WHAT YOU ARE ASKED TO DO. In the material below, list every line carrying the string "with".

Dataset excerpt.
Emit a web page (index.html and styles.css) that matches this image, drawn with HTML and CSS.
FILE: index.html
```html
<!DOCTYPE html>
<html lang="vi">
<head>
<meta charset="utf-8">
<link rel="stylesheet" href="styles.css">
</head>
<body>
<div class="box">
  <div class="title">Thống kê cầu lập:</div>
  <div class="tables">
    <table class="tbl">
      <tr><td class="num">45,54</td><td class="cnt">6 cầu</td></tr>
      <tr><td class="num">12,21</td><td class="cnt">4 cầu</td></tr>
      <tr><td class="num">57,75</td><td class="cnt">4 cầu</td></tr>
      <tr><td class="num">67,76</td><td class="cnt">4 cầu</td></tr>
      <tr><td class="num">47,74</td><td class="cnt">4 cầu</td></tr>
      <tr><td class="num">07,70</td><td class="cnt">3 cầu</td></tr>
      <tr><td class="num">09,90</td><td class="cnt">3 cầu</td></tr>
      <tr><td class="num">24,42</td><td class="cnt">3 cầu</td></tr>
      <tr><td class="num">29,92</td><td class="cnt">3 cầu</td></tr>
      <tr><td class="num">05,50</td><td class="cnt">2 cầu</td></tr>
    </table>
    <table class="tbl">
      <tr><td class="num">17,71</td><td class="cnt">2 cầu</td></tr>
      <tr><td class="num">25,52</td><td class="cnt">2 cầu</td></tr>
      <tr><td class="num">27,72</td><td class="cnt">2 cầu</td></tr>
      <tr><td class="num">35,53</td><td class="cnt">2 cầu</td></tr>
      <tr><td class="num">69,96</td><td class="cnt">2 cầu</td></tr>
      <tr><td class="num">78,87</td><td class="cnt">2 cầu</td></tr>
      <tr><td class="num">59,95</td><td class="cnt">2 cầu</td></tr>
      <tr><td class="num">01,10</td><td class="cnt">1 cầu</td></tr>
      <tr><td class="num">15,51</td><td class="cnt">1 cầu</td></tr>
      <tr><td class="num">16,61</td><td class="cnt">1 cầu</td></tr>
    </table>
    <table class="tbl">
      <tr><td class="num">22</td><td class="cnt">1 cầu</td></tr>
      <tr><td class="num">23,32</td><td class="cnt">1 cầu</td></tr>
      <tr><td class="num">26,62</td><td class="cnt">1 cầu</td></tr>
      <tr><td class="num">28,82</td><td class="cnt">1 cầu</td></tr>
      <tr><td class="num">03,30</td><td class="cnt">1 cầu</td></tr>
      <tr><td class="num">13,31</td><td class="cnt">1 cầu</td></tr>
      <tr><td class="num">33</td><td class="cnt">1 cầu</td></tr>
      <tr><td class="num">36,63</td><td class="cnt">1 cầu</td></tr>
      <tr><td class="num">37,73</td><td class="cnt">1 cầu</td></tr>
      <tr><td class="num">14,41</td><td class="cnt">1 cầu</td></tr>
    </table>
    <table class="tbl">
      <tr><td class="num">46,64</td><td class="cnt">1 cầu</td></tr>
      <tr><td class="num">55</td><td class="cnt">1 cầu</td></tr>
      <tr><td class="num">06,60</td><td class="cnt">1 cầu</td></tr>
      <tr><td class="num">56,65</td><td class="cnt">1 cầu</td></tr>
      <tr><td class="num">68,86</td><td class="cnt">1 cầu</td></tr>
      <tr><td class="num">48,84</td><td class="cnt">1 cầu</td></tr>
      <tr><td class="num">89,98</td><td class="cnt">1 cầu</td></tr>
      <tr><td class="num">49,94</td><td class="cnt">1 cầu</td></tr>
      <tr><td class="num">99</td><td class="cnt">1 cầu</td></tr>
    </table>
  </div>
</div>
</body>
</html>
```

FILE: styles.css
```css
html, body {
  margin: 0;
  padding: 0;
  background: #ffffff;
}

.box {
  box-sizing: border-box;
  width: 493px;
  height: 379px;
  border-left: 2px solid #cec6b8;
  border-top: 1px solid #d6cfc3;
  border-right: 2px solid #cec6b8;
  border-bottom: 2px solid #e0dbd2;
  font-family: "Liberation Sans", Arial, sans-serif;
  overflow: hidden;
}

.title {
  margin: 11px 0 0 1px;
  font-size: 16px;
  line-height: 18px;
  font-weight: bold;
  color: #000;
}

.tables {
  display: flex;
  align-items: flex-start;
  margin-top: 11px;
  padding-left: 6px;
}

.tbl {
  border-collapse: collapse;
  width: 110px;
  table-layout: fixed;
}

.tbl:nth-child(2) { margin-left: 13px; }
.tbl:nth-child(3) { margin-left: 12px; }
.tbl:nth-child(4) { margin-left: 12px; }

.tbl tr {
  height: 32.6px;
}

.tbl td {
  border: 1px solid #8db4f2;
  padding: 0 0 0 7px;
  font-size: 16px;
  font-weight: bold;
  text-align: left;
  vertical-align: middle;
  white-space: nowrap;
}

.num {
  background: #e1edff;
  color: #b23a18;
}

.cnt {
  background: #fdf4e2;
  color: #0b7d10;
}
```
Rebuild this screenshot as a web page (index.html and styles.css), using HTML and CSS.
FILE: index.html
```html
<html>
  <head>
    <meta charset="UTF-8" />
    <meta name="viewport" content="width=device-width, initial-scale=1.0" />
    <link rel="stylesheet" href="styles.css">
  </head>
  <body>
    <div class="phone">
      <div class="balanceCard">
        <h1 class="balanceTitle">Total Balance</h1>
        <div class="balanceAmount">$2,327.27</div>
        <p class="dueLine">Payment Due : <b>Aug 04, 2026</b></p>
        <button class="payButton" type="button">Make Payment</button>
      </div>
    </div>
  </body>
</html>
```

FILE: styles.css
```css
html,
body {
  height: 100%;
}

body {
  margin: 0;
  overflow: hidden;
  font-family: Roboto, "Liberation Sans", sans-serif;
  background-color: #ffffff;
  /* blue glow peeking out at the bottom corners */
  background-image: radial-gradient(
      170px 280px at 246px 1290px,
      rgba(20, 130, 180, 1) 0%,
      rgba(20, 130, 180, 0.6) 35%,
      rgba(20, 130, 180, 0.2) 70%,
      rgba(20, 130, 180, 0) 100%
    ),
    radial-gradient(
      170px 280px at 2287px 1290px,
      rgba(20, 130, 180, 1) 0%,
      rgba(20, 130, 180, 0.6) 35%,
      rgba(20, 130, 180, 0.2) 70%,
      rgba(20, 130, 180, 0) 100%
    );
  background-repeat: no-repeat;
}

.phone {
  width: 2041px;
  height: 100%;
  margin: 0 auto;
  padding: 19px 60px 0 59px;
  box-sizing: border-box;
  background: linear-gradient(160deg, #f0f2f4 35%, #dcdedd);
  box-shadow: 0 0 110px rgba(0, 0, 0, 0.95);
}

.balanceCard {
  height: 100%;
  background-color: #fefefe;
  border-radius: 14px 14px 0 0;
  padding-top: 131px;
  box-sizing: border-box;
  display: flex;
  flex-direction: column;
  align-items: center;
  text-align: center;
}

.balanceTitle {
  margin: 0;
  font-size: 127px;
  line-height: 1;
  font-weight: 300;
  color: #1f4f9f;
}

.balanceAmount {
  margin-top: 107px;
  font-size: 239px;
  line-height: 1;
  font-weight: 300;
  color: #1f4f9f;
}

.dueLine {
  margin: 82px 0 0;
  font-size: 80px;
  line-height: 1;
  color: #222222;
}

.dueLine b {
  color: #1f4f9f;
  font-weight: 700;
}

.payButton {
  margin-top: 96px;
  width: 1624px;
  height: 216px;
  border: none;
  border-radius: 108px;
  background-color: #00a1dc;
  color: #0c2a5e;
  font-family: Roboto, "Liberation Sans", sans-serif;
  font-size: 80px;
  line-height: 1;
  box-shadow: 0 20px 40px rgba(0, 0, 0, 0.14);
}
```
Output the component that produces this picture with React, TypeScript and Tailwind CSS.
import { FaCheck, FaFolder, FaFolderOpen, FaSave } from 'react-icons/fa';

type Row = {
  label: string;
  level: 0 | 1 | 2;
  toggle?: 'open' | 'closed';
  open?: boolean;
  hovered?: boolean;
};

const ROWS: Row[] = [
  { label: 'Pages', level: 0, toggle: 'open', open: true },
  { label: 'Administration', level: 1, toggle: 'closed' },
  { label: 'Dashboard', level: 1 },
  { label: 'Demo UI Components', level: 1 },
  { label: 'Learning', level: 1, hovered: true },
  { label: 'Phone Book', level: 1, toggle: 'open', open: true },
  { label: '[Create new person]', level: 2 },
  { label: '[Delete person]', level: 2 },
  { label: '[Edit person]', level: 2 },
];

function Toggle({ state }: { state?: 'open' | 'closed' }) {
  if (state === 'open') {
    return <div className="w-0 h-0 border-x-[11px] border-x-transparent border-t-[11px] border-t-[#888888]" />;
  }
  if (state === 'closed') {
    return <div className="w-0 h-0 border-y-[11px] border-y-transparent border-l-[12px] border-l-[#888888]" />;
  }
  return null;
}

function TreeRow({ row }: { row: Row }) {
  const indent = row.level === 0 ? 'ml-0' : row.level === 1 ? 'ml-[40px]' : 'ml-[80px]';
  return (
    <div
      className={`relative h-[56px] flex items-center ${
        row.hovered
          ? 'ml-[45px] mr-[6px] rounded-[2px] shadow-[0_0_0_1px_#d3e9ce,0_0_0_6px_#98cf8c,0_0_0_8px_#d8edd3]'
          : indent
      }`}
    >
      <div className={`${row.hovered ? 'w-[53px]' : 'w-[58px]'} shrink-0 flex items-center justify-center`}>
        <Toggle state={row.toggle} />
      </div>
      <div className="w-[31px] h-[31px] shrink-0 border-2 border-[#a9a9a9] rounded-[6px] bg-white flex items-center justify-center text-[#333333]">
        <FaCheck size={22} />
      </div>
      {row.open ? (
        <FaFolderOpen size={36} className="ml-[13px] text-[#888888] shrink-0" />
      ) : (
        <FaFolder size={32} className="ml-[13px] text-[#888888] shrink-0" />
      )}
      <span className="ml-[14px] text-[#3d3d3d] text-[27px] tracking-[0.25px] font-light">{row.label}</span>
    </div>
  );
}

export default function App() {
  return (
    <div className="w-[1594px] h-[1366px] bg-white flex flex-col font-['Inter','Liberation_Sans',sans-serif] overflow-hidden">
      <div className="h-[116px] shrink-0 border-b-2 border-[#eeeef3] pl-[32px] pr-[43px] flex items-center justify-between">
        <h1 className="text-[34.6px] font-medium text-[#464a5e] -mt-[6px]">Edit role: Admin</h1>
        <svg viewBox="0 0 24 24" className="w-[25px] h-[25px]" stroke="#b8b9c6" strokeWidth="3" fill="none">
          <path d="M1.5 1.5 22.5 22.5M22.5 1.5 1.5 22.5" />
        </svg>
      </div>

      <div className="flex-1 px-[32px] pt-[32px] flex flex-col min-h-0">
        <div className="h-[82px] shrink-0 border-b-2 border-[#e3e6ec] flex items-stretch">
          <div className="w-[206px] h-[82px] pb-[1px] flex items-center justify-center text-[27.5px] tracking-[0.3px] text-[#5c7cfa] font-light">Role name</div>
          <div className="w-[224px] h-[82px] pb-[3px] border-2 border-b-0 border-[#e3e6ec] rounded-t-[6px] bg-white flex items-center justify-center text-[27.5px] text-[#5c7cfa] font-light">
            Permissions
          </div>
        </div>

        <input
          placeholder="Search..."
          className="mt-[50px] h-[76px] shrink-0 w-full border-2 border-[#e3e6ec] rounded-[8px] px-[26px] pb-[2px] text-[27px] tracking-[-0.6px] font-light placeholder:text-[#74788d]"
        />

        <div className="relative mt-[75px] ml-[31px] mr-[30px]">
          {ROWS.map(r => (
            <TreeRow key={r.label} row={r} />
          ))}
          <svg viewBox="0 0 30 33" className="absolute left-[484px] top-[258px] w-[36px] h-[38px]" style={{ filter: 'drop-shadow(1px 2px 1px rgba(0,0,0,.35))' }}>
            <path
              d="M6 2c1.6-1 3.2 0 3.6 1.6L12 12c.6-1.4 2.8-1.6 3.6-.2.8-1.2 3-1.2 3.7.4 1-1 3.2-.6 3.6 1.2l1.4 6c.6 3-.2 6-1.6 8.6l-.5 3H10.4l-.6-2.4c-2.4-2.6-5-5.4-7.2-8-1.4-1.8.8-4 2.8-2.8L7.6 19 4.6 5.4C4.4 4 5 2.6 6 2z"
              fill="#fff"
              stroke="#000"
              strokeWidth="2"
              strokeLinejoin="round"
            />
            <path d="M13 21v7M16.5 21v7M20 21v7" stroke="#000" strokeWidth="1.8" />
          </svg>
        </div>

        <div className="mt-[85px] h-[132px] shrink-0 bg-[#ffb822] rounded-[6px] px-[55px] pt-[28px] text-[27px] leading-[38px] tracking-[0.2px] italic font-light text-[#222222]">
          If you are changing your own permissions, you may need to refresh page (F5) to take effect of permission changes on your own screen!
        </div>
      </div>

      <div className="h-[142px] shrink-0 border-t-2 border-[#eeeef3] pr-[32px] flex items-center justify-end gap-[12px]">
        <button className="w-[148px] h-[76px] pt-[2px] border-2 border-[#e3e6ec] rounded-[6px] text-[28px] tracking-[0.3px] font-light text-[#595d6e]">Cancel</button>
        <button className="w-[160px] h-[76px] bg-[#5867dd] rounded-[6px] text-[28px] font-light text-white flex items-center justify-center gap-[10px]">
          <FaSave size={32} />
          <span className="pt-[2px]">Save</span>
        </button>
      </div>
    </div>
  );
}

RESULT FOR THIS EXERCISE.
Emit a web page (index.html and styles.css) that matches this image, drawn with HTML and CSS.
Output the component that produces this picture with React, TypeScript and Tailwind CSS.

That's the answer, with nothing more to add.